* _Source data_:
Begin
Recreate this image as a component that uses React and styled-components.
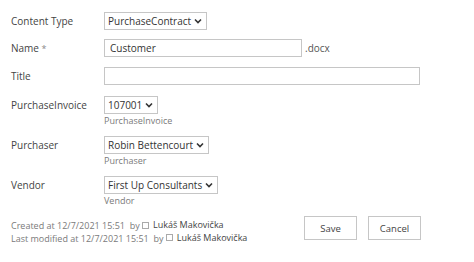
import React from 'react';
import styled, { createGlobalStyle } from 'styled-components';

const Global = createGlobalStyle`
    body {
        margin: 0;
        background: #FFFFFF;
        font-family: "Open Sans", "Noto Sans", sans-serif;
    }
`

const Page = styled.div`
    width: 474px;
    height: 262px;
    padding: 12px 0 0 11px;
    box-sizing: border-box;
    display: flex;
    flex-direction: column;
`

const Row = styled.div`
    display: flex;
    align-items: flex-start;
    margin-bottom: ${p => p.$gap ?? 9}px;
`

const Label = styled.div`
    width: 93px;
    flex-shrink: 0;
    font-size: 10px;
    line-height: 18px;
    color: #444444;
`

const Star = styled.span`
    color: #888888;
    font-size: 9px;
`

const Field = styled.div`
    display: flex;
    flex-direction: column;
    align-items: flex-start;
`

const Inline = styled.div`
    display: flex;
    align-items: center;
`

const Dropdown = styled.div`
    height: 18px;
    box-sizing: border-box;
    border: 1px solid #C6C6C6;
    display: inline-flex;
    align-items: center;
    gap: 3px;
    padding: 0 4px 0 3px;
    font-size: 10px;
    color: #333333;
    background: #FFFFFF;
`

const Input = styled.div`
    width: ${p => p.$width}px;
    height: 18px;
    box-sizing: border-box;
    border: 1px solid #C6C6C6;
    padding: 0 5px;
    font-size: 10px;
    line-height: 16px;
    color: #333333;
`

const Suffix = styled.span`
    font-size: 10px;
    color: #555555;
    margin-left: 3px;
`

const Hint = styled.div`
    font-size: 9px;
    line-height: 13px;
    color: #7A7A7A;
`

const Footer = styled.div`
    display: flex;
    align-items: flex-start;
`

const Meta = styled.div`
    width: 293px;
    font-size: 9px;
    line-height: 12px;
    color: #7A7A7A;
    padding-top: 3px;
`

const Who = styled.span`
    color: #444444;
    display: inline-flex;
    align-items: center;
    gap: 4px;
`

const Box = styled.span`
    width: 7px;
    height: 7px;
    border: 1px solid #AAAAAA;
    box-sizing: border-box;
    display: inline-block;
`

const Buttons = styled.div`
    display: flex;
    gap: 11px;
`

const Button = styled.button`
    width: 53px;
    height: 24px;
    border: 1px solid #C6C6C6;
    background: #FFFFFF;
    font-family: inherit;
    font-size: 9.5px;
    color: #444444;
    padding: 0;
`

const Chevron = () => (
    <svg width="8" height="6" viewBox="0 0 8 6">
        <path d="M1 1.5 L4 4.5 L7 1.5" fill="none" stroke="#333" strokeWidth="1.6"/>
    </svg>
)

const Select = ({ children }) => (
    <Dropdown>{children}<Chevron/></Dropdown>
)

const By = ({ name }) => (
    <>
        &nbsp;&nbsp;by <Who><Box/>{name}</Who>
    </>
)

const App = () => {
    return (
        <Page>
            <Global/>
            <Row>
                <Label>Content Type</Label>
                <Select>PurchaseContract</Select>
            </Row>
            <Row>
                <Label>Name <Star>*</Star></Label>
                <Inline>
                    <Input $width={198}>Customer</Input>
                    <Suffix>.docx</Suffix>
                </Inline>
            </Row>
            <Row $gap={11}>
                <Label>Title</Label>
                <Input $width={316}/>
            </Row>
            <Row>
                <Label>PurchaseInvoice</Label>
                <Field>
                    <Select>107001</Select>
                    <Hint>PurchaseInvoice</Hint>
                </Field>
            </Row>
            <Row>
                <Label>Purchaser</Label>
                <Field>
                    <Select>Robin Bettencourt</Select>
                    <Hint>Purchaser</Hint>
                </Field>
            </Row>
            <Row>
                <Label>Vendor</Label>
                <Field>
                    <Select>First Up Consultants</Select>
                    <Hint>Vendor</Hint>
                </Field>
            </Row>
            <Footer>
                <Meta>
                    <div>Created at 12/7/2021 15:51<By name="Lukáš Makovička"/></div>
                    <div>Last modified at 12/7/2021 15:51<By name="Lukáš Makovička"/></div>
                </Meta>
                <Buttons>
                    <Button>Save</Button>
                    <Button>Cancel</Button>
                </Buttons>
            </Footer>
        </Page>
    )
}

export default App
End
* _To be done_:
Count every line above that holds the string "React" and give the total, nothing more.

* _Correct response_:
2